Orion wrote:If "passenger on the big dino" is a supported role, it's just weird to me that the Shaman isn't optimized for it. Riding around on top of the big beast chucking curses both fits in to the "glass cannon" gaming tradition, but also lets him keeps lots of ritual components close by, use rare incense to power his magic up, and gives him space to do magic dances in and the ability to be moved around while concentrating too hard on otherworldly forces to walk or ride.
This is true. The Shaman should be able to benefit from full-round actions like the Ranger, so that he's a more solid choice for giant dinosaur passenger. I think him not being this was out of an idea, scrapped halfway through, to make it easy to play without a giant dinosaur. Since that's outside of the game's main concept, though, I've decided I'm fine with only some classes supporting it, and others not.

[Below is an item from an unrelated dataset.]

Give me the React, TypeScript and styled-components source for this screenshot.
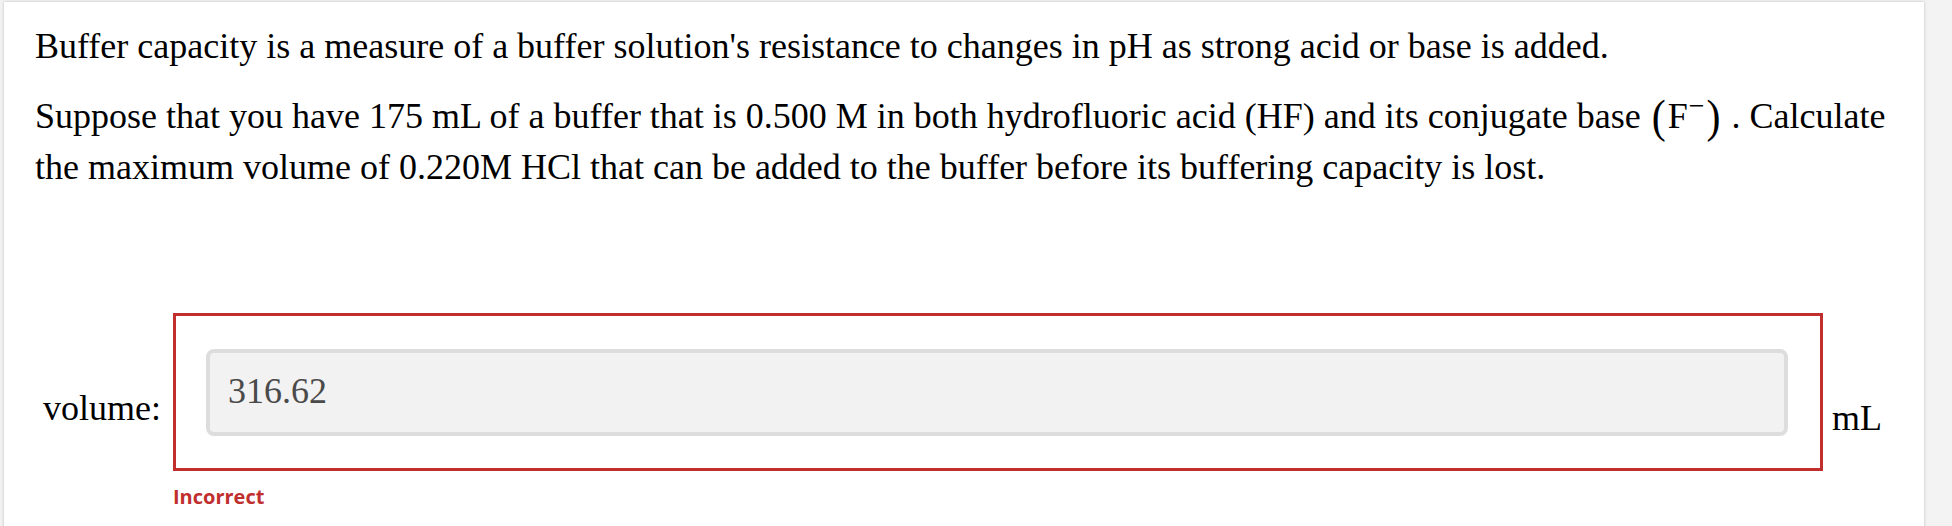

OgreBattle wrote:Going with warhammer imagery it usually goes...

Swift skillful guy: rides a raptor thing
melee assault dude: rides a big muscly monster
Magic guy: rides something with wings or the most mundane mount with a twist (a horse with a horn!)
spiritual icon: rides a big stable platform beast with an altar
artillery: multiple dudes on a big stable platform beast with artillery
This assumes everyone always has their own mount, which is not the case of this game concept at all. Rather, it's expected that a large chunk and possibly even all of the party will be riding the same giant dinosaur.
Dean wrote:Most of your characters seem at least moderately magical which is good because the entire game could work on the pocket-buffer/pet-fighter relationship that the Pathfinder Summoner or D&D Bonded Summoner uses successfully.
This isn't really true. The Shaman is the only one with any magical powers at all, and the Captain, Ranger, and Shaman are all unattached to any particular pet. The entire concept is pretty low magic, mostly to keep the focus on dinosaurs, who expire as a meaningful enemy or ally once you reach high- or even mid-level. In D&D terms, a level 8 party having a tyrannosaur pet is a party with one extra member who is only situationally useful, not a party accompanied by a horrifying murder machine that can slaughter any party member not specifically designed to exploit its weaknesses, and even then, the Raptor Dragoon and Raptor Knight need their mounts to compete with tyrannosaurs.

Giving everyone else a few magical trappings wouldn't be a bad idea, and some magical transportation abilities like water-breathing would even be useful and good so that you can do cool things like exploring underwater ruins with a plesiosaur-based caravan, but combat-wise I don't want the party to ever feel like having a perfectly mundane t-rex isn't a big deal.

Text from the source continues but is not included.